Appropriate and more impactful descriptors must also be noted, especially in pivotal scenes. Examples include, "She glanced out frantically to find her attacker only to find no one." I think it's more fitting to say, "She glanced around her frantically for her attacker, only to find herself alone." The same thing applies in a statement in your third chapter, wherein you wrote the dialogue in capital letters to emphasize the anger of the character speaking. Again, the emotions you want to convey in your writing is met by using stronger terms instead of sacrificing the format of the narrative. 

The same advice follows with the use of profanities. Since you rated the story mature, I think it’s okay not to censor these words in your story. If you prefer, you may add a warning at the start of the chapter about it as a heads-up to the readers.

There are some misspelled words, missing words, and missed and incorrect punctuation marks throughout the story. Be mindful of verb tenses, as well. I suggest editing the chapters before posting.

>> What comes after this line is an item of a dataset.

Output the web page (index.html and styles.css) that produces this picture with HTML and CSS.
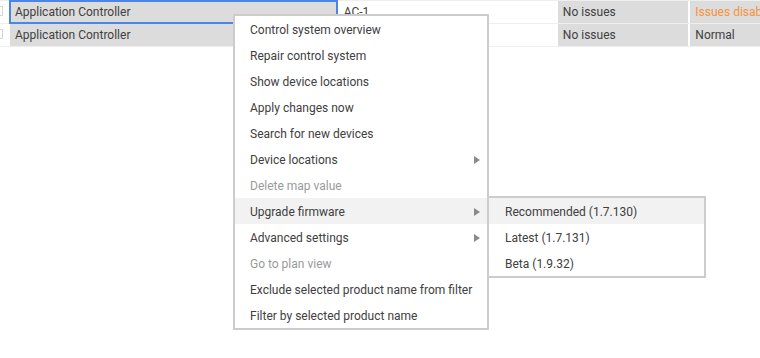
FILE: index.html
```html
<!DOCTYPE html>
<html>
<head>
<meta charset="utf-8">
<link rel="stylesheet" href="styles.css">
</head>
<body>
<div class="grid">
  <div class="row">
    <div class="cell chk"><span class="box"></span></div>
    <div class="cell name selected">Application Controller</div>
    <div class="cell id">AC-1</div>
    <div class="cell status">No issues</div>
    <div class="cell state warn">Issues disabled</div>
  </div>
  <div class="row">
    <div class="cell chk"><span class="box"></span></div>
    <div class="cell name">Application Controller</div>
    <div class="cell id"></div>
    <div class="cell status">No issues</div>
    <div class="cell state">Normal</div>
  </div>
</div>

<div class="menu main-menu">
  <div class="item">Control system overview</div>
  <div class="item">Repair control system</div>
  <div class="item">Show device locations</div>
  <div class="item">Apply changes now</div>
  <div class="item">Search for new devices</div>
  <div class="item">Device locations<span class="arrow"></span></div>
  <div class="item disabled">Delete map value</div>
  <div class="item active">Upgrade firmware<span class="arrow"></span></div>
  <div class="item">Advanced settings<span class="arrow"></span></div>
  <div class="item disabled">Go to plan view</div>
  <div class="item">Exclude selected product name from filter</div>
  <div class="item">Filter by selected product name</div>
</div>

<div class="menu sub-menu">
  <div class="item active">Recommended (1.7.130)</div>
  <div class="item">Latest (1.7.131)</div>
  <div class="item">Beta (1.9.32)</div>
</div>
</body>
</html>
```

FILE: styles.css
```css
html, body {
  margin: 0;
  padding: 0;
  background: #ffffff;
  font-family: Roboto, "Liberation Sans", sans-serif;
  font-size: 12px;
  color: #404040;
  overflow: hidden;
}

.grid {
  display: flex;
  flex-direction: column;
  border-top: 1px solid #eeeeee;
  width: 780px;
}

.row {
  display: flex;
  height: 23px;
  border-bottom: 1px solid #eeeeee;
  box-sizing: border-box;
}

.cell {
  height: 22px;
  line-height: 22px;
  padding-left: 5px;
  box-sizing: border-box;
  white-space: nowrap;
  overflow: hidden;
}

.chk {
  width: 10px;
  padding: 0;
}

.box {
  display: block;
  width: 12px;
  height: 10px;
  margin: 5px 0 0 -9px;
  border: 1px solid #d6d6d6;
  box-sizing: border-box;
}

.name {
  width: 328px;
  background: #dcdcdc;
  margin-right: 2px;
}

.selected {
  outline: 2px solid #4a86e8;
  outline-offset: -1px;
}

.id {
  width: 218px;
  background: #ffffff;
  margin-right: 2px;
}

.status {
  width: 131px;
  background: #dcdcdc;
  margin-right: 2px;
}

.state {
  width: 90px;
  background: #dcdcdc;
}

.warn {
  color: #f7923a;
}

.menu {
  position: absolute;
  background: #ffffff;
  border: 2px solid #cccccc;
  box-sizing: border-box;
}

.main-menu {
  left: 233px;
  top: 14px;
  width: 256px;
}

.sub-menu {
  left: 487px;
  top: 196px;
  width: 219px;
}

.item {
  display: flex;
  align-items: center;
  justify-content: space-between;
  height: 26px;
  box-sizing: border-box;
  padding: 2px 7px 0 15px;
  white-space: nowrap;
  color: #404040;
}

.sub-menu .item {
  padding-top: 1px;
  padding-left: 16px;
}

.item.active {
  background: #f2f2f2;
}

.item.disabled {
  color: #9a9a9a;
}

.arrow {
  width: 0;
  height: 0;
  border-left: 6px solid #8a8a8a;
  border-top: 4px solid transparent;
  border-bottom: 4px solid transparent;
}
```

The length of the chapters is manageable to read in one sitting. The sentences are generally easy to read. Vocabulary is simple enough, making the narrative understandable. Minimal run-on sentences, which is good. I have several comments on the sentence construction, which I have touched under Plot and Narration. There are other observations of the same nature which I haven't pointed out, so I suggest rereading the chapters.

FINAL WORDS

Another Mahabharati fanfiction! Thank you once again for letting me read a story under this fandom. I liked Abhijishya’s characterization as you transported her to the epic. The strength in your story lies in the realistic way you’ve written her and the scenarios taking place. Although I have qualms with world building and the technical aspects of the story, plot-wise, I think this story is promising.

P.S. You got me with Depeeka Padukone. She’s a beauty.